A implantação efetiva de um texto legislativo, que introduz mudanças consideráveis nos parâmetros de responsabilidade fiscal, implica, ademais, considerável esforço adaptativo nos núcleos de gestão.

Em um país cujo sistema institucional exibe ainda alto índice de formalismo, é preciso que a mudança pretendida transcenda o "papel" e se torne propriamente comportamental, efetiva, vivenciada ativamente por seus executores.

É o salto necessário a ser dado em todas as camadas da Administração, sobretudo nos segmentos estaduais e municipais. A sugestão óbvia para consegui-lo seria designar, em cada um destes segmentos, grupos executivos encarregados da atualização da gestão fiscal, assessorados por técnicos e consultores das áreas financeira, contábil e administrativa.
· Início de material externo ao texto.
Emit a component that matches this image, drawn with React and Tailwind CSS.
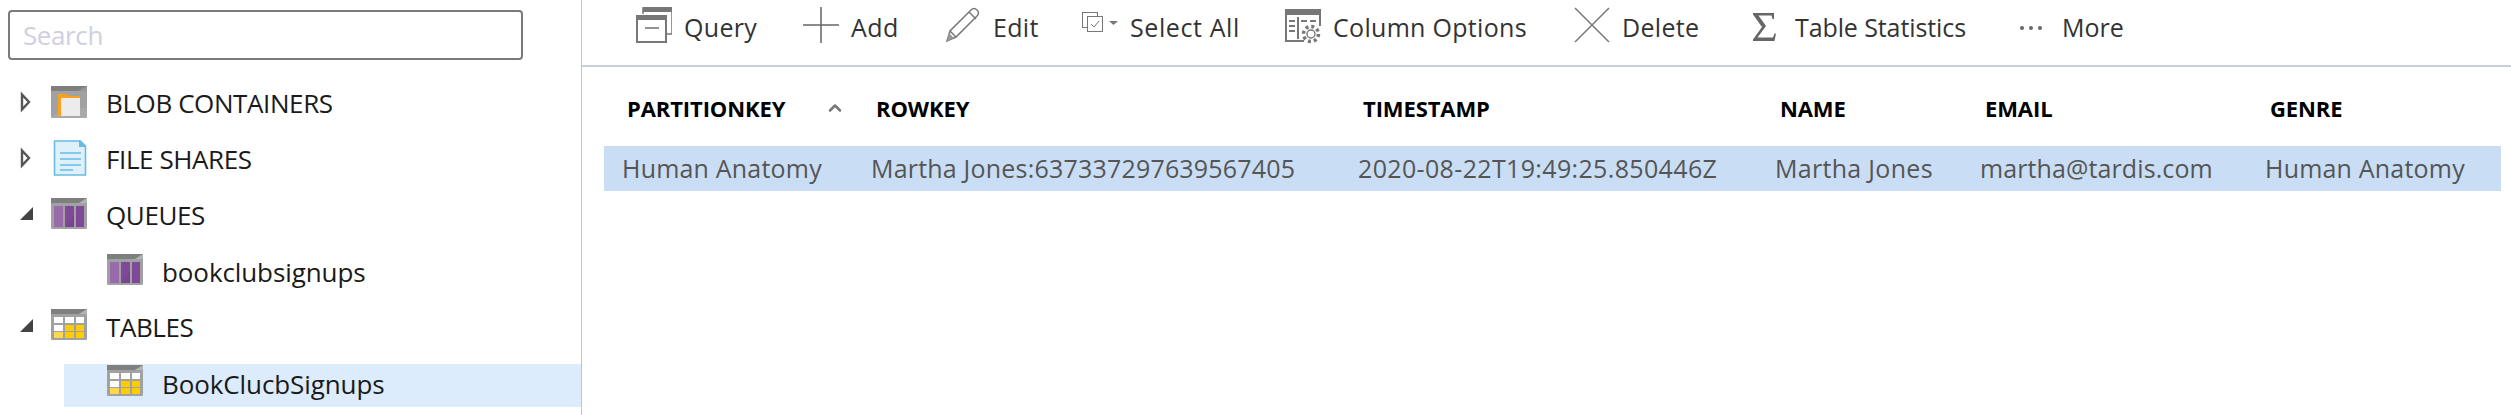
import React from "react";
import { ChevronUp } from "lucide-react";

const FONT = "font-['Open_Sans','Noto_Sans',sans-serif]";

const Frame = ({ children, w = 36, h = 36, className = "" }) => (
  <svg width={w} height={h} viewBox="0 0 36 36" className={`shrink-0 ${className}`}>
    {children}
  </svg>
);

const BlobIcon = () => (
  <Frame>
    <rect x="0" y="2" width="36" height="32" rx="1.5" fill="#a0a1a2" />
    <rect x="0" y="2" width="36" height="5" fill="#7f7f7f" />
    <path d="M27 7l9-5v5zM0 34l12-10h24v10z" fill="#b3b4b5" opacity="0.45" />
    <path d="M7 10h9l2 2h11v20H7z" fill="#ff9f1c" />
    <rect x="10" y="14" width="19" height="18" fill="#ececec" />
  </Frame>
);

const FileIcon = () => (
  <Frame>
    <path d="M3.500 1h26l5 5v29h-31z" fill="#def0fa" stroke="#68bbe3" strokeWidth="1.6" />
    <path d="M28 0l7 7h-7z" fill="#68bbe3" />
    <path d="M9 13h21M9 19h21M9 25h21M9 30h13" stroke="#68bbe3" strokeWidth="1.6" />
  </Frame>
);

const QueueIcon = () => (
  <Frame>
    <rect x="0" y="2" width="36" height="31" rx="1.5" fill="#a0a1a2" />
    <rect x="0" y="2" width="36" height="5" fill="#7f7f7f" />
    <path d="M28 7l8-5v5z" fill="#b3b4b5" />
    <rect x="3" y="10" width="9" height="21" fill="#9a6bab" />
    <rect x="14" y="10" width="9" height="21" fill="#804998" />
    <rect x="25" y="10" width="8" height="21" fill="#804998" />
    <path d="M14 31l9-11v11z" fill="#6f3d86" opacity="0.5" />
  </Frame>
);

const TableIcon = () => (
  <Frame>
    <rect x="0" y="1" width="36" height="31" rx="1.5" fill="#a0a1a2" />
    <rect x="0" y="1" width="36" height="5" fill="#7f7f7f" />
    <path d="M28 6l8-5v5z" fill="#b3b4b5" />
    <rect x="3" y="9" width="9" height="6" fill="#fff" />
    <rect x="14" y="9" width="9" height="6" fill="#fff" />
    <rect x="25" y="9" width="8" height="6" fill="#fff" />
    <rect x="3" y="17" width="9" height="6" fill="#fff" />
    <rect x="14" y="17" width="9" height="6" fill="#ffcc00" />
    <rect x="25" y="17" width="8" height="6" fill="#ffcc00" />
    <rect x="3" y="24" width="9" height="6" fill="#ffd94d" />
    <rect x="14" y="24" width="9" height="6" fill="#ffcc00" />
    <rect x="25" y="24" width="8" height="6" fill="#ffcc00" />
  </Frame>
);

const Arrow = ({ open }) => (
  <svg width="20" height="28" viewBox="0 0 20 28" className="shrink-0">
    {open ? (
      <path d="M17 7v13H4z" fill="#444" />
    ) : (
      <path d="M6 6.500l7 7.500-7 7.500z" fill="#fff" stroke="#555" strokeWidth="2.400" />
    )}
  </svg>
);

const QueryIcon = () => (
  <Frame>
    <path d="M7 7V1h29v26h-6" fill="none" stroke="#777" strokeWidth="1.5" />
    <rect x="7" y="0" width="29" height="5" fill="#777" />
    <rect x="1" y="9" width="29" height="26" fill="none" stroke="#777" strokeWidth="2" />
    <rect x="0" y="8" width="31" height="5" fill="#777" />
    <path d="M9 21h14" stroke="#777" strokeWidth="1.6" />
  </Frame>
);

const AddIcon = () => (
  <Frame>
    <path d="M0 18h36M18 0v36" stroke="#666" strokeWidth="1.5" />
  </Frame>
);

const EditIcon = () => (
  <Frame>
    <path
      d="M2 34l3-10L26 3c2-2 4-2 6 0s2 4 0 6L11 30zM5 24l6 6M24 5l7 7"
      fill="none"
      stroke="#777"
      strokeWidth="1.5"
    />
    <path d="M2 34l2-8 5 5z" fill="#999" />
  </Frame>
);

const SelectAllIcon = () => (
  <svg width="36" height="20" viewBox="0 0 36 20" className="shrink-0">
    <rect x="0.500" y="0.500" width="15" height="15" fill="#fff" stroke="#777" />
    <rect x="5.500" y="4.500" width="15" height="15" fill="#fff" stroke="#777" />
    <path d="M9 12l3 3 5-6" fill="none" stroke="#777" />
    <path d="M27 9h9l-4.500 4z" fill="#777" />
  </svg>
);

const ColumnIcon = () => (
  <Frame>
    <path d="M1 6h34v12M1 6v27h18" fill="none" stroke="#777" strokeWidth="2" />
    <rect x="0" y="1" width="36" height="6" fill="#777" />
    <path d="M13 9v22M4 13h6M4 18h6M4 23h6M16 13h6M25 13h6" stroke="#777" strokeWidth="2" />
    <circle cx="26" cy="26" r="7.500" fill="#fff" stroke="#777" strokeWidth="3.500" strokeDasharray="3 2.900" />
    <circle cx="26" cy="26" r="4" fill="#fff" stroke="#777" strokeWidth="1.400" />
  </Frame>
);

const DeleteIcon = () => (
  <Frame>
    <path d="M1 1l34 34M35 1L1 35" stroke="#777" strokeWidth="1.5" />
  </Frame>
);

const SigmaIcon = () => (
  <svg width="23" height="28" viewBox="0 0 23 28" className="shrink-0">
    <path d="M0 0h21v6h-1.500l-1-3.500H5.500L13 13 4.500 24.500H20l1.500-4H23L21.500 28H0v-1.500L9 14 0 1.500z" fill="#666" />
  </svg>
);

const DotsIcon = () => (
  <svg width="22" height="4" viewBox="0 0 22 4" className="shrink-0">
    <circle cx="2" cy="2" r="2" fill="#666" />
    <circle cx="11" cy="2" r="2" fill="#666" />
    <circle cx="20" cy="2" r="2" fill="#666" />
  </svg>
);

const toolbar = [
  { label: "Query", icon: <QueryIcon />, w: "w-[167px]", gap: "gap-3", lift: "mb-[5px]", track: "tracking-[0.3px]" },
  { label: "Add", icon: <AddIcon />, w: "w-[142px]", gap: "gap-3", lift: "mb-[5px]", track: "tracking-[0.5px]" },
  { label: "Edit", icon: <EditIcon />, w: "w-[137px]", gap: "gap-3", lift: "mb-[5px]", track: "tracking-[0.3px]" },
  { label: "Select All", icon: <SelectAllIcon />, w: "w-[203px]", gap: "gap-3", lift: "mb-[11px]", track: "tracking-[0.6px]" },
  { label: "Column Options", icon: <ColumnIcon />, w: "w-[289px]", gap: "gap-3", lift: "mb-[3px]", track: "tracking-[0.3px]" },
  { label: "Delete", icon: <DeleteIcon />, w: "w-[179px]", gap: "gap-3", lift: "mb-[5px]", track: "tracking-[0.3px]" },
  { label: "Table Statistics", icon: <SigmaIcon />, w: "w-[267px]", gap: "gap-[19px]", lift: "mb-[2px]", track: "tracking-[-0.1px]" },
  { label: "More", icon: <DotsIcon />, w: "w-[110px]", gap: "gap-5", lift: "mt-[1px]", track: "tracking-[0px]" },
];

const columns = [
  { head: "PARTITIONKEY", value: "Human Anatomy", w: "w-[249px]", track: "tracking-[0.2px]" },
  { head: "ROWKEY", value: "Martha Jones:637337297639567405", w: "w-[487px]", track: "tracking-[0.2px]" },
  { head: "TIMESTAMP", value: "2020-08-22T19:49:25.850446Z", w: "w-[417px]", track: "tracking-[0.35px]" },
  { head: "NAME", value: "Martha Jones", w: "w-[205px]", track: "tracking-[0.3px]" },
  { head: "EMAIL", value: "martha@tardis.com", w: "w-[285px]", track: "tracking-[0.1px]" },
  { head: "GENRE", value: "Human Anatomy", w: "w-[254px]", track: "tracking-[0.2px]" },
];

const TreeRow = ({ arrow, icon, label, child, selected }) => (
  <div
    className={`flex items-center h-[43px] pb-[7px] ${child ? "ml-[64px] pl-[43px]" : "pl-[16px]"} ${
      selected ? "bg-[#dcecfc]" : ""
    }`}
  >
    {!child && (
      <div className="w-[35px]">
        <Arrow open={arrow === "open"} />
      </div>
    )}
    {icon}
    <span
      className={`ml-[19px] text-[26px] leading-[36px] text-[#1a1a1a] ${
        child ? "mt-[3px] tracking-[-0.1px]" : "mt-[1px] tracking-[-0.4px]"
      }`}
    >
      {label}
    </span>
  </div>
);

export default function App() {
  return (
    <div className={`flex w-[2511px] h-[415px] bg-white overflow-hidden ${FONT}`}>
      <aside className="w-[582px] h-full shrink-0 border-r border-[#c4c4c4] pt-[10px]">
        <div className="ml-2 w-[515px] h-[50px] border-2 border-[#7a7a7a] rounded-sm flex items-center pl-[13px] text-[26px] tracking-[-0.4px] text-[#ced0e0]">
          Search
        </div>
        <div className="mt-[24px] flex flex-col gap-[13px]">
          <TreeRow icon={<BlobIcon />} label="BLOB CONTAINERS" />
          <TreeRow icon={<FileIcon />} label="FILE SHARES" />
          <TreeRow arrow="open" icon={<QueueIcon />} label="QUEUES" />
          <TreeRow child icon={<QueueIcon />} label="bookclubsignups" />
          <TreeRow arrow="open" icon={<TableIcon />} label="TABLES" />
          <TreeRow child selected icon={<TableIcon />} label="BookClucbSignups" />
        </div>
      </aside>
      <main className="flex-1 min-w-0 flex flex-col">
        <div className="h-[67px] border-b-2 border-[#c8cfdd] pl-[54px] pb-[10px] flex items-center">
          {toolbar.map((item) => (
            <div key={item.label} className={`flex items-center shrink-0 ${item.w} ${item.gap}`}>
              <div className={item.lift}>{item.icon}</div>
              <span className={`text-[25px] ${item.track} text-[#333]`}>{item.label}</span>
            </div>
          ))}
        </div>
        <div className="pl-[22px] pr-[10px]">
          <div className="flex h-[79px] items-center pt-[3px]">
            {columns.map((col, i) => (
              <div key={col.head} className={`${col.w} shrink-0 pl-[23px] flex items-center`}>
                <span className="text-[22px] font-bold tracking-[-0.1px] text-black">{col.head}</span>
                {i === 0 && <ChevronUp size={20} strokeWidth={3} className="ml-[40px] text-[#777]" />}
              </div>
            ))}
          </div>
          <div className="flex h-[45px] items-center bg-[#c9def5]">
            {columns.map((col) => (
              <div
                key={col.head}
                className={`${col.w} shrink-0 pl-[18px] text-[25px] ${col.track} text-[#555] whitespace-nowrap`}
              >
                {col.value}
              </div>
            ))}
          </div>
        </div>
      </main>
    </div>
  );
}
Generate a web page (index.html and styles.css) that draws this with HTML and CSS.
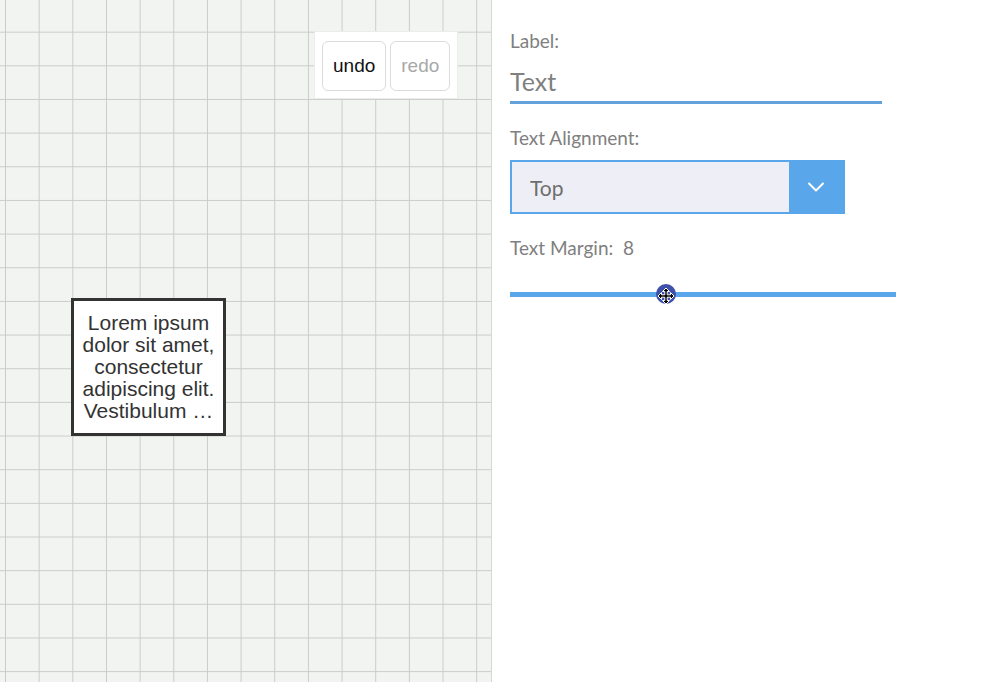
FILE: index.html
```html
<!DOCTYPE html>
<html>
<head>
  <meta charset="UTF-8">
  <meta name="viewport" content="width=device-width, initial-scale=1.0">
  <title>Diagram Editor</title>
  <link rel="stylesheet" href="styles.css">
</head>
<body>
  <div class="canvas">
    <div class="toolbar">
      <button class="tool-button">undo</button>
      <button class="tool-button disabled">redo</button>
    </div>

    <div class="node">
      Lorem ipsum dolor sit amet, consectetur adipiscing elit. Vestibulum …
    </div>
  </div>

  <div class="panel">
    <div class="field-label">Label:</div>
    <div class="text-input">Text</div>

    <div class="field-label spaced">Text Alignment:</div>
    <div class="select">
      <div class="select-value">Top</div>
      <div class="select-arrow">
        <svg viewBox="0 0 20 12" width="20" height="12">
          <path d="M3 2.5 L10 9.5 L17 2.5" fill="none" stroke="#ffffff" stroke-width="2" stroke-linecap="round" stroke-linejoin="round"/>
        </svg>
      </div>
    </div>

    <div class="field-label spaced">Text Margin:&nbsp; 8</div>
    <div class="slider">
      <div class="slider-track"></div>
      <div class="slider-thumb"></div>
      <svg class="move-cursor" viewBox="0 0 18 18" width="18" height="18">
        <path d="M9 1 L12.5 4.5 L10.2 4.5 L10.2 7.8 L13.5 7.8 L13.5 5.5 L17 9 L13.5 12.5 L13.5 10.2 L10.2 10.2 L10.2 13.5 L12.5 13.5 L9 17 L5.5 13.5 L7.8 13.5 L7.8 10.2 L4.5 10.2 L4.5 12.5 L1 9 L4.5 5.5 L4.5 7.8 L7.8 7.8 L7.8 4.5 L5.5 4.5 Z" fill="#000000" stroke="#ffffff" stroke-width="1" stroke-linejoin="round"/>
      </svg>
    </div>
  </div>
</body>
</html>
```

FILE: styles.css
```css
:root {
  --accent-color: #5aa6ea;
  --accent-dark: #3f51a8;
  --label-color: #808080;
  --grid-line: #c9cdc9;
  --grid-background: #f2f4f2;
}

body {
  margin: 0;
  padding: 0;
  height: 100vh;
  display: flex;
  overflow: hidden;
  background-color: #ffffff;
  font-family: Lato, 'Open Sans', sans-serif;
}

.canvas {
  position: relative;
  width: 491px;
  flex-shrink: 0;
  border-right: 1px solid #d6d8d6;
  background-color: var(--grid-background);
  background-image:
    linear-gradient(to right, var(--grid-line) 1px, transparent 1px),
    linear-gradient(to bottom, var(--grid-line) 1px, transparent 1px);
  background-size: 33.67px 33.67px;
  background-position: 5px -2px;
}

.toolbar {
  position: absolute;
  top: 31px;
  left: 314px;
  display: flex;
  gap: 4px;
  padding: 9px 7px 7px 7px;
  background-color: #ffffff;
  border: 1px solid #ececec;
}

.tool-button {
  height: 50px;
  padding: 0 10px;
  background-color: #ffffff;
  border: 1px solid #dcdcdc;
  border-radius: 6px;
  font-family: 'Liberation Sans', Arial, sans-serif;
  font-size: 19px;
  color: #111111;
  cursor: pointer;
}

.tool-button.disabled {
  color: #a8a8a8;
}

.node {
  position: absolute;
  top: 298px;
  left: 71px;
  box-sizing: border-box;
  width: 155px;
  height: 138px;
  padding-top: 11px;
  border: 3px solid #333333;
  background-color: #ffffff;
  font-family: 'Liberation Sans', Arial, sans-serif;
  font-size: 21px;
  line-height: 22px;
  color: #333333;
  text-align: center;
}

.panel {
  flex: 1;
  padding: 30px 0 0 18px;
}

.field-label {
  font-size: 19px;
  line-height: 22px;
  color: var(--label-color);
}

.field-label.spaced {
  margin-top: 23px;
}

.text-input {
  width: 372px;
  padding: 14px 0 5px 0;
  font-size: 25px;
  line-height: 30px;
  color: #808080;
  border-bottom: 3px solid #64a2dc;
}

.select {
  display: flex;
  width: 335px;
  height: 54px;
  margin-top: 11px;
  box-sizing: border-box;
  border: 2px solid var(--accent-color);
  background-color: #eeeff6;
}

.select-value {
  flex: 1;
  display: flex;
  align-items: center;
  padding-left: 18px;
  font-size: 21px;
  color: #6e6e6e;
}

.select-arrow {
  width: 54px;
  display: flex;
  align-items: center;
  justify-content: center;
  background-color: var(--accent-color);
}

.slider {
  position: relative;
  width: 386px;
  height: 20px;
  margin-top: 25px;
  display: flex;
  align-items: center;
}

.slider-track {
  flex: 1;
  height: 5px;
  background-color: var(--accent-color);
}

.slider-thumb {
  position: absolute;
  left: 146px;
  top: 0;
  width: 20px;
  height: 20px;
  border-radius: 50%;
  background-color: var(--accent-dark);
}

.move-cursor {
  position: absolute;
  left: 147px;
  top: 3px;
}
```
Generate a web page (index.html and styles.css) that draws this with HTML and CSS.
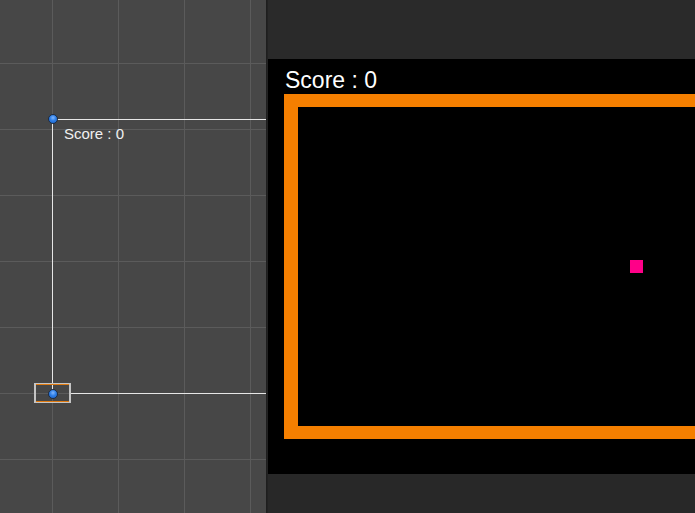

Tal providência seria imposta pela própria sobrevivência institucional, em razão, mesmo, das sanções que a lei aplica ao ordenador inconseqüente.

Como síntese e epígrafe do diploma legal em comentário, erige-se o princípio da continuidade administrativa, agora ancorado na maior fidedignidade do Plano Plurianual - PPA, da Lei de Diretrizes Orçamentárias -LDO - e da Lei Orçamentária Anual -LOA. Tais documentos, com maior lastro em procedimentos e informes de realidade, deverão certamente combater a sediça afirmativa de que "o orçamento é mera obra de ficção".